Оказавшись на своем первом европейском "бивуаке", ставшем для него, как я уже отмечал, "восторженным откровением", Троцкий бесцеремонно, в упор разглядывал исторические фигуры, которые уже тогда для многих революционеров были легендарными. Таким был и Г.В.Плеханов. Хотя Георгий Валентинович жил в Швейцарии, он часто наезжал в Лондон. Проживший десятилетия на Западе, он заметно оторвался от русской почвы, но, несмотря на это, в революционных кругах, особенно в эмиграции, давно уже завоевал славу патриарха марксизма в России. Теоретическая основательность, непреклонная логика, энциклопедические знания, отличное перо сделали Плеханова настоящим корифеем марксизма. Однако Троцкого он встретил настороженно, если не сказать, враждебно. Начальная настороженность быстро переросла в устойчивую неприязнь, которую Плеханов сохранил до конца своих дней. Он упорно возражал против ввода Пера в редколлегию "Искры". При личных встречах был подчеркнуто сух и неприветлив. И.Дейчер антипатию Плеханова объяснял так: "Оба были прекрасными публицистами и остроумными спорщиками, оба обладали театральной манерой говорить, оба высоко ценили себя, свои идеи и свои дела. Однако если звезда младшего только начинала подниматься, звезда старшего шла к закату. Троцкий был преисполнен кипучего, хотя и незрелого, но чудесного энтузиазма, Плеханов же становился скептиком. Когда Плеханов приехал в Лондон, Засулич горячо расхваливала в его присутствии таланты Троцкого.

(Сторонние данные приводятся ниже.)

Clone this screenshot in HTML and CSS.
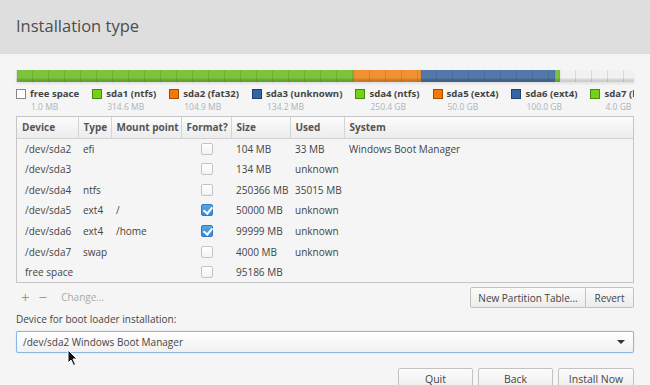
FILE: index.html
```html
<!DOCTYPE html>
<html lang="en">
<head>
    <meta charset="UTF-8">
    <title>Installation type</title>
    <link rel="stylesheet" href="styles.css">
</head>
<body>
    <div class="titlebar">
        <h1>Installation type</h1>
    </div>

    <div class="content">
        <div class="partbar">
            <div class="seg seg-free" style="flex-basis: 0.5px"></div>
            <div class="seg seg-green" style="flex-basis: 337px"></div>
            <div class="seg seg-orange" style="flex-basis: 67px"></div>
            <div class="seg seg-blue" style="flex-basis: 134px"></div>
            <div class="seg seg-green" style="flex-basis: 5px"></div>
            <div class="seg seg-free" style="flex-basis: 75px"></div>
        </div>

        <div class="legend">
            <div class="legend-item">
                <span class="swatch sw-free"></span>
                <div><b>free space</b><small>1.0 MB</small></div>
            </div>
            <div class="legend-item">
                <span class="swatch sw-green"></span>
                <div><b>sda1 (ntfs)</b><small>314.6 MB</small></div>
            </div>
            <div class="legend-item">
                <span class="swatch sw-orange"></span>
                <div><b>sda2 (fat32)</b><small>104.9 MB</small></div>
            </div>
            <div class="legend-item">
                <span class="swatch sw-blue"></span>
                <div><b>sda3 (unknown)</b><small>134.2 MB</small></div>
            </div>
            <div class="legend-item">
                <span class="swatch sw-green"></span>
                <div><b>sda4 (ntfs)</b><small>250.4 GB</small></div>
            </div>
            <div class="legend-item">
                <span class="swatch sw-orange"></span>
                <div><b>sda5 (ext4)</b><small>50.0 GB</small></div>
            </div>
            <div class="legend-item">
                <span class="swatch sw-blue"></span>
                <div><b>sda6 (ext4)</b><small>100.0 GB</small></div>
            </div>
            <div class="legend-item">
                <span class="swatch sw-green"></span>
                <div><b>sda7 (linux-swap)</b><small>4.0 GB</small></div>
            </div>
        </div>

        <div class="table-wrap">
            <table class="parts">
                <thead>
                    <tr>
                        <th class="c-dev">Device</th>
                        <th class="c-type">Type</th>
                        <th class="c-mount">Mount point</th>
                        <th class="c-fmt">Format?</th>
                        <th class="c-size">Size</th>
                        <th class="c-used">Used</th>
                        <th>System</th>
                    </tr>
                </thead>
                <tbody>
                    <tr><td>/dev/sda2</td><td>efi</td><td></td><td class="chk"><span class="box"></span></td><td>104 MB</td><td>33 MB</td><td>Windows Boot Manager</td></tr>
                    <tr><td>/dev/sda3</td><td></td><td></td><td class="chk"><span class="box"></span></td><td>134 MB</td><td>unknown</td><td></td></tr>
                    <tr><td>/dev/sda4</td><td>ntfs</td><td></td><td class="chk"><span class="box"></span></td><td>250366 MB</td><td>35015 MB</td><td></td></tr>
                    <tr><td>/dev/sda5</td><td>ext4</td><td>/</td><td class="chk"><span class="box checked"></span></td><td>50000 MB</td><td>unknown</td><td></td></tr>
                    <tr><td>/dev/sda6</td><td>ext4</td><td>/home</td><td class="chk"><span class="box checked"></span></td><td>99999 MB</td><td>unknown</td><td></td></tr>
                    <tr><td>/dev/sda7</td><td>swap</td><td></td><td class="chk"><span class="box"></span></td><td>4000 MB</td><td>unknown</td><td></td></tr>
                    <tr><td>free space</td><td></td><td></td><td class="chk"><span class="box"></span></td><td>95186 MB</td><td></td><td></td></tr>
                </tbody>
            </table>
        </div>

        <div class="toolbar">
            <div class="tools">
                <span class="tool">+</span>
                <span class="tool">&minus;</span>
                <span class="tool change">Change...</span>
            </div>
            <div class="linked">
                <button class="btn">New Partition Table...</button>
                <button class="btn">Revert</button>
            </div>
        </div>

        <label class="boot-label">Device for boot loader installation:</label>
        <div class="combo">
            <span>/dev/sda2 Windows Boot Manager</span>
            <span class="arrow"></span>
        </div>

        <div class="actions">
            <button class="btn big">Quit</button>
            <button class="btn big">Back</button>
            <button class="btn big">Install Now</button>
        </div>
    </div>

    <svg class="cursor" width="12" height="18" viewBox="0 0 12 18">
        <path d="M1 1 L1 14 L4 11 L6.5 16.5 L8.5 15.5 L6 10 L10 10 Z" fill="#111" stroke="#fff" stroke-width="1"/>
    </svg>
</body>
</html>
```

FILE: styles.css
```css
* {
    margin: 0;
    padding: 0;
    box-sizing: border-box;
}

body {
    font-family: 'Open Sans', 'DejaVu Sans', sans-serif;
    font-size: 10px;
    color: #333;
    background: #f5f5f5;
    width: 650px;
    height: 385px;
    overflow: hidden;
    position: relative;
}

.titlebar {
    height: 54px;
    background: #dedede;
    padding: 15px 16px 0;
}

.titlebar h1 {
    font-weight: normal;
    font-size: 16.5px;
    color: #4d4d4d;
    line-height: 22px;
}

.content {
    padding: 0 16px;
}

/* partition bar */
.partbar {
    display: flex;
    height: 12px;
    margin-top: 16px;
    border-radius: 1px;
    overflow: hidden;
    box-shadow: 0 2px 2px rgba(0,0,0,0.08);
}

.seg {
    flex-grow: 0;
    flex-shrink: 0;
    height: 100%;
    background-image: repeating-linear-gradient(90deg, transparent 0, transparent 15px, rgba(0,0,0,0.1) 15px, rgba(0,0,0,0.1) 16px);
}

.seg-green {
    background-color: #7bc43c;
    box-shadow: inset 0 -3px 2px rgba(0,0,0,0.18);
}

.seg-orange {
    background-color: #f19232;
    box-shadow: inset 0 -3px 2px rgba(0,0,0,0.18);
}

.seg-blue {
    background-color: #5279aa;
    box-shadow: inset 0 -3px 2px rgba(0,0,0,0.2);
}

.seg-free {
    background-color: #f2f2f2;
    box-shadow: inset 0 -3px 2px rgba(0,0,0,0.15);
}

/* legend */
.legend {
    display: flex;
    gap: 13px;
    margin-top: 5px;
    white-space: nowrap;
    overflow: hidden;
    height: 25px;
}

.legend-item {
    display: flex;
    gap: 4px;
    flex-shrink: 0;
}

.swatch {
    width: 10px;
    height: 10px;
    margin-top: 2px;
    border: 1px solid rgba(0,0,0,0.35);
}

.sw-free { background: #fff; border-color: #888; }
.sw-green { background: #73d216; }
.sw-orange { background: #f57900; }
.sw-blue { background: #3465a4; }

.legend-item b {
    display: block;
    font-size: 9.6px;
    color: #444;
    line-height: 14px;
}

.legend-item small {
    display: block;
    font-size: 8.5px;
    color: #aab4bb;
    padding-left: 1px;
    line-height: 11px;
}

/* table */
.table-wrap {
    margin-top: 4px;
    border: 1px solid #c6c6c6;
    height: 167px;
}

.parts {
    width: 100%;
    border-collapse: collapse;
    table-layout: fixed;
}

.parts th {
    height: 21px;
    text-align: left;
    font-weight: bold;
    color: #555;
    padding-left: 5px;
    white-space: nowrap;
    background: linear-gradient(#fbfbfb, #ececec);
    border-bottom: 1px solid #d0d0d0;
    border-left: 1px solid #d4d4d4;
}

.parts th:first-child {
    border-left: none;
}

.c-dev { width: 61px; }
.c-type { width: 33px; }
.c-mount { width: 70px; }
.c-fmt { width: 50px; }
.c-size { width: 59px; }
.c-used { width: 54px; }

.parts td {
    height: 20.7px;
    padding-left: 5px;
    color: #444;
    white-space: nowrap;
    overflow: visible;
}

.parts td:first-child {
    padding-left: 8px;
}

.parts td.chk {
    padding-left: 20px;
}

.box {
    display: block;
    width: 12px;
    height: 12px;
    border: 1px solid #c4c4c4;
    border-radius: 2px;
    background: linear-gradient(#ffffff, #f3f3f3);
    position: relative;
}

.box.checked {
    border-color: #2f7cc4;
    background: linear-gradient(#57a6e6, #3a8ad6);
}

.box.checked::after {
    content: "";
    position: absolute;
    left: 3px;
    top: 0px;
    width: 4px;
    height: 7px;
    border: solid #fff;
    border-width: 0 2px 2px 0;
    transform: rotate(40deg);
}

/* toolbar under table */
.toolbar {
    display: flex;
    justify-content: space-between;
    align-items: center;
    margin-top: 4px;
    height: 21px;
}

.tools {
    display: flex;
    align-items: center;
    gap: 9px;
    padding-left: 5px;
    color: #999;
}

.tool {
    font-size: 15px;
    line-height: 15px;
}

.tool.change {
    font-size: 10px;
    color: #aaa;
    margin-left: 5px;
}

.linked {
    display: flex;
}

.btn {
    font-family: inherit;
    font-size: 10px;
    color: #444;
    height: 21px;
    padding: 0;
    white-space: nowrap;
    border: 1px solid #c2c2c2;
    border-radius: 2px;
    background: linear-gradient(#fbfbfb, #ececec);
}

.linked .btn:first-child {
    width: 116px;
    border-radius: 2px 0 0 2px;
}

.linked .btn:last-child {
    width: 48px;
    border-left: none;
    border-radius: 0 2px 2px 0;
}

/* boot loader */
.boot-label {
    display: block;
    margin-top: 2px;
    line-height: 18px;
    color: #444;
}

.combo {
    margin-top: 3px;
    height: 22px;
    border: 1px solid #86b8e4;
    border-radius: 2px;
    background: linear-gradient(#ffffff, #f1f1f1);
    display: flex;
    align-items: center;
    justify-content: space-between;
    padding: 0 8px 0 6px;
    color: #444;
    box-shadow: 0 0 1px rgba(80,150,220,0.5);
}

.arrow {
    width: 0;
    height: 0;
    border-left: 4px solid transparent;
    border-right: 4px solid transparent;
    border-top: 4px solid #333;
}

.actions {
    display: flex;
    justify-content: flex-end;
    gap: 5px;
    margin-top: 15px;
}

.btn.big {
    height: 26px;
    padding-bottom: 4px;
    font-size: 10.5px;
}

.actions .btn:nth-child(1) { width: 75px; }
.actions .btn:nth-child(2) { width: 75px; }
.actions .btn:nth-child(3) { width: 76px; }

.cursor {
    position: absolute;
    left: 67px;
    top: 349px;
}
```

— Этот парень — несомненно гений! Плеханов помрачнел, отвернулся и произнес:

— Этого я никогда ему не прощу"[38].

Георгий Валентинович не раз заявлял на заседании редколлегии, что статьи Троцкого легковесны, напыщенны, цветисты и снижают общий теоретический и политический уровень газеты. Думаю, Плеханов был прав: многим материалам Троцкого того времени еще не хватает глубины, которую он заменяет россыпью афоризмов, множеством оригинальных цитат, откровенными сентенциями и красивостями. Более осторожно, но в этом же ключе высказывался о статьях Троцкого и Ленин. Возможно, что критика помогла Троцкому скорректировать и выверить свой оригинальный, яркий стиль, хотя до конца своих дней он не научится спокойно и деловито воспринимать какие-либо критические стрелы в свой адрес. Он слишком рано уверовал в свою исключительность и интеллектуальное превосходство, чтобы выслушивать замечания. Когда человеку часто говорят, особенно в лицо, о его таланте и даже гениальности, критическое отношение к себе незаметно разъедается эрозией тщеславия.

Итак, несмотря на все старания, Троцкому не удалось установить более или менее лояльных отношений с Георгием Валентиновичем. "Отец-основатель" не мог принять дерзкой бойкости молодого революционера, безапелляционно и немедленно высказывавшего свое мнение по любому вопросу. Говорят, в 1917 году Плеханов в узком кругу бросил по адресу Троцкого саркастические слова: "любовник революции". Троцкий скоро и сам стал отвечать ему такой же неприязнью. В целом ряде статей, написанных позже о Плеханове, "любовник революции" довольно сурово обходился с одним из столпов марксизма.

В первом томе "Войны и революции", опубликованном в 1922 году, Троцкий напишет: "Война подытожила целую эпоху в социализме, взвесила и оценила вождей этой эпохи. Безжалостно ликвидировала она в их числе и Г.В.Плеханова… Несчастье Плеханова шло из того же корня, что и его бессмертная заслуга: он был предтечей. Он не был вождем действующего пролетариата, а только его теоретическим предвестником"[39]. Думаю, этот вывод не лишен оснований. Бывало, что Троцкий говорил о человеке, с которым лично познакомился в 1902 году, и резче, оскорбительнее. В газете "Наше слово" 14 октября 1915 года появилась его статья "Оставьте нас в покое". Там есть такие фразы: "Плехановщина — не только личная трагедия, но и политический факт. И раз возле Плеханова, в окружающей его свите нулей, нет никого, кто бы мог его заставить понять, что его выступления не только губят его, но и безнадежно омрачают образ, составляющий уже достояние партийной истории, — у нас не остается не только долга, но и права быть снисходительными". Когда Г.В.Плеханов умер, то в своей речи 4 июня 1918 года Троцкий сказал: "Нет и не может быть большей трагедии для политического деятеля, который неустанно доказывал в течение десятилетий, что русская революция может развиваться и прийти к победе лишь как революция рабочего класса, не может быть большей трагедии для такого деятеля, как отказаться от участия в движении рабочего класса в самый ответственный исторический период, в эпоху победоносной революции"[40].